### [SUPPLIED MATERIAL]

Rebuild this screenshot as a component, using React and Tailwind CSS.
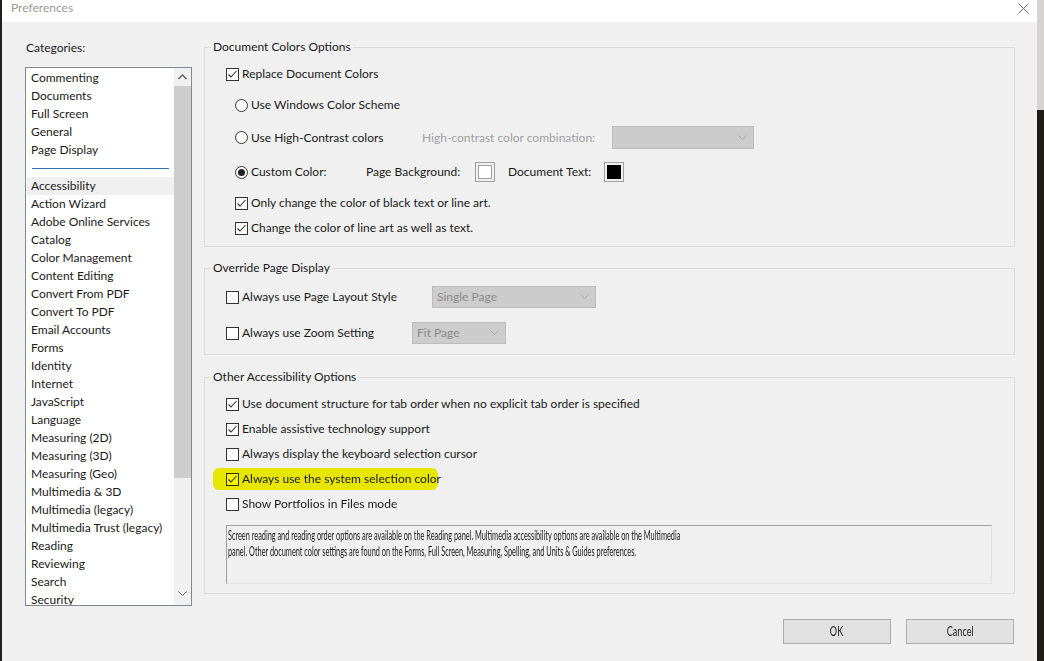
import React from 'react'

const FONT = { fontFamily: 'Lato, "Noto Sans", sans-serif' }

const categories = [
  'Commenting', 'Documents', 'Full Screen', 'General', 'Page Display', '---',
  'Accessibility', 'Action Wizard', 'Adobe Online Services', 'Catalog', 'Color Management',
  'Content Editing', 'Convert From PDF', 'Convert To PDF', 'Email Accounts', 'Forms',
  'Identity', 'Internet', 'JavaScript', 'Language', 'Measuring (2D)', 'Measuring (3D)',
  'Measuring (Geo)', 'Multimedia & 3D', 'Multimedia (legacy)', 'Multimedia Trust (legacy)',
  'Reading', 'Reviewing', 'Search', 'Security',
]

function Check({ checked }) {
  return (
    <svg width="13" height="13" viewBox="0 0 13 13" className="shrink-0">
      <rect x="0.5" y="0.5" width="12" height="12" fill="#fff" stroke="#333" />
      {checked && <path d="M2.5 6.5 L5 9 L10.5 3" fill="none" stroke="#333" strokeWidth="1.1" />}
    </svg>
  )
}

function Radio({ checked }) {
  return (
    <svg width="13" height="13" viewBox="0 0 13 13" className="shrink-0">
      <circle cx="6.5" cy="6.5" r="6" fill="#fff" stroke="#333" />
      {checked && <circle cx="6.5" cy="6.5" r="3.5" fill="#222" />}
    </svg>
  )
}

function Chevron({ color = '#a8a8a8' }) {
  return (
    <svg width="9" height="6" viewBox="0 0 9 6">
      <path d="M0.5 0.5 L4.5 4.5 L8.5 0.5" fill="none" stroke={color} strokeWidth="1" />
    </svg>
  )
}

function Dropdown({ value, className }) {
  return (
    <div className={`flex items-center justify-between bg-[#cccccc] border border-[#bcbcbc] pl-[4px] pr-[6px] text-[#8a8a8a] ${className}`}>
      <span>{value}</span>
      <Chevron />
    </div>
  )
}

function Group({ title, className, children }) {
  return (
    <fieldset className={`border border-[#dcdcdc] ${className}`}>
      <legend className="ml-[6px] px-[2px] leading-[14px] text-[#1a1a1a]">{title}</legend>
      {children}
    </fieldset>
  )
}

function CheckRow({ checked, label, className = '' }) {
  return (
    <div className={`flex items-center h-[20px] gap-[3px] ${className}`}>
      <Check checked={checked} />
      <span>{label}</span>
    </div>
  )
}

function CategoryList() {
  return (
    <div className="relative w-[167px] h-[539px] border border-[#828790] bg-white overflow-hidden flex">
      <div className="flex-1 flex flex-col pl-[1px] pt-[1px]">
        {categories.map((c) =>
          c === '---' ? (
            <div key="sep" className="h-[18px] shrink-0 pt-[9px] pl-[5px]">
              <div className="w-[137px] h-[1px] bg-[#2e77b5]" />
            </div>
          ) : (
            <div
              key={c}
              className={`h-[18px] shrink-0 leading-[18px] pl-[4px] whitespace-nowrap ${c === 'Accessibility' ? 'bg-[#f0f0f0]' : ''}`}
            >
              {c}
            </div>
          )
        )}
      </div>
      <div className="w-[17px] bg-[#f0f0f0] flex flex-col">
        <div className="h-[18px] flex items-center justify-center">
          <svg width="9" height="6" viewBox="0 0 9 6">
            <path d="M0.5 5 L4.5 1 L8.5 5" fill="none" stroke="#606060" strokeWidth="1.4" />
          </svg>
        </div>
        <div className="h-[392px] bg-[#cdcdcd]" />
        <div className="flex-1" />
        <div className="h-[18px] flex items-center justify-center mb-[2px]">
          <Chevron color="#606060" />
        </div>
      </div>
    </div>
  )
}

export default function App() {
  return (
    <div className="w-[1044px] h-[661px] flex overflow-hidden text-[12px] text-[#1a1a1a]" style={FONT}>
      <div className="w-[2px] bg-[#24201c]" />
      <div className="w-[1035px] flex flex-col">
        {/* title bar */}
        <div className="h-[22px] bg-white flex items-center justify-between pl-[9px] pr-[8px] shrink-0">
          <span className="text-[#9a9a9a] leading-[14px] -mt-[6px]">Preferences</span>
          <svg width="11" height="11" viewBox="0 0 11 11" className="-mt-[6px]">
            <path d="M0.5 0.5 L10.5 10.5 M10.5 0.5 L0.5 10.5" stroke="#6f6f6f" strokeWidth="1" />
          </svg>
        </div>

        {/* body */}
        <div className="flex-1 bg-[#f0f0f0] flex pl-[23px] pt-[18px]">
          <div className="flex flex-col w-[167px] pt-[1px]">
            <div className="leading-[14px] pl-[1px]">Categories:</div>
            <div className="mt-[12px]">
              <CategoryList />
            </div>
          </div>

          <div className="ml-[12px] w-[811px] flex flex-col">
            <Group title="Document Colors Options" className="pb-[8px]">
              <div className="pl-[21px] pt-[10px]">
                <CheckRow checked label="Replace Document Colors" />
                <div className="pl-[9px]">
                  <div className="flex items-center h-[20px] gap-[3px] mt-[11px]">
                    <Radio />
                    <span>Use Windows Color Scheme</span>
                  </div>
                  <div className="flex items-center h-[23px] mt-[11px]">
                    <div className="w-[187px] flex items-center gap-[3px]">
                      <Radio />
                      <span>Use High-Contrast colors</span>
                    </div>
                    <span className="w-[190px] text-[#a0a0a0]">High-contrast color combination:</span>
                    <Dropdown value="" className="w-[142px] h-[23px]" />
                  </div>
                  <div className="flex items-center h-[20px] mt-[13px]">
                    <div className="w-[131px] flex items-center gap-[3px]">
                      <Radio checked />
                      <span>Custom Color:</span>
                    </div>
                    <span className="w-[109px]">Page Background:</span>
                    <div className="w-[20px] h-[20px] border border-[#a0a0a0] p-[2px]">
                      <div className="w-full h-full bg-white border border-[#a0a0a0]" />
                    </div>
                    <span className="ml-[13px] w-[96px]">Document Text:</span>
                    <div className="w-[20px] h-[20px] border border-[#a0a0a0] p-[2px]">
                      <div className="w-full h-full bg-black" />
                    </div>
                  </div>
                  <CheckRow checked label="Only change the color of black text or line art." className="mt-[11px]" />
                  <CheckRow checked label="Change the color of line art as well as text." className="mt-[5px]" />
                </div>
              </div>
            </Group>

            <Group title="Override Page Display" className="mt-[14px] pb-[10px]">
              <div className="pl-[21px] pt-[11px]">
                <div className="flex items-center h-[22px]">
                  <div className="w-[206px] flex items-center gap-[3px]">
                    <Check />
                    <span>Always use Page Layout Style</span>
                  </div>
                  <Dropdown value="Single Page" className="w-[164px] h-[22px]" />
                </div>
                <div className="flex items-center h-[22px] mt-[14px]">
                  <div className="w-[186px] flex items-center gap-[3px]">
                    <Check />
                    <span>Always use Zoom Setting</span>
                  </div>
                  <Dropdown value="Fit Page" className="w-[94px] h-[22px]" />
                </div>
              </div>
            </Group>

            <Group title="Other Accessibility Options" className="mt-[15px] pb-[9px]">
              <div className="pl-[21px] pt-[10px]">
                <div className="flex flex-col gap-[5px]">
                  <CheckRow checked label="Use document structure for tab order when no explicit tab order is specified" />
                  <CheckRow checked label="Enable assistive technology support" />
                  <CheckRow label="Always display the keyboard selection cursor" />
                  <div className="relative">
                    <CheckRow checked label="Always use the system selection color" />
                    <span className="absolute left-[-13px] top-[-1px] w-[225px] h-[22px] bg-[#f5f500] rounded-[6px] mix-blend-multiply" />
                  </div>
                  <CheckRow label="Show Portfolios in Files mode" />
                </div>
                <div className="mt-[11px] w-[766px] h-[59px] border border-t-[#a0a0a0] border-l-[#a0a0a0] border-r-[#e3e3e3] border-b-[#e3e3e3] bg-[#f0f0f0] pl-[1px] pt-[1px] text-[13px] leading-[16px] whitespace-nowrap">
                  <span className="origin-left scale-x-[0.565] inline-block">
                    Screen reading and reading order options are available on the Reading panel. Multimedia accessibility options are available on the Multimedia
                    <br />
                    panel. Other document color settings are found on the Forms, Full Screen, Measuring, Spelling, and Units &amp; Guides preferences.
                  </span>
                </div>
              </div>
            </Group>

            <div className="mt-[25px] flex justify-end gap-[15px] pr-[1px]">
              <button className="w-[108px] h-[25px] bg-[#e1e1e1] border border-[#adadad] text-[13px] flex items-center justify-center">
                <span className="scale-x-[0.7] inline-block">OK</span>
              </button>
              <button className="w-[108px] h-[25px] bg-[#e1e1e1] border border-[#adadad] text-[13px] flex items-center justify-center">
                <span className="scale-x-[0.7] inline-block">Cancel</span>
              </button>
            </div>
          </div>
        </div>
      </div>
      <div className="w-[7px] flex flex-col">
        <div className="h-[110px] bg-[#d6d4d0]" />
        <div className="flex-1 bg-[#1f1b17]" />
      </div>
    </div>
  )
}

### [STATED GOAL]
Look over the listing above. Pick out and copy every line that includes "React".

### [RESPONSE BELOW]
Rebuild this screenshot as a component, using React and Tailwind CSS.
import React from 'react'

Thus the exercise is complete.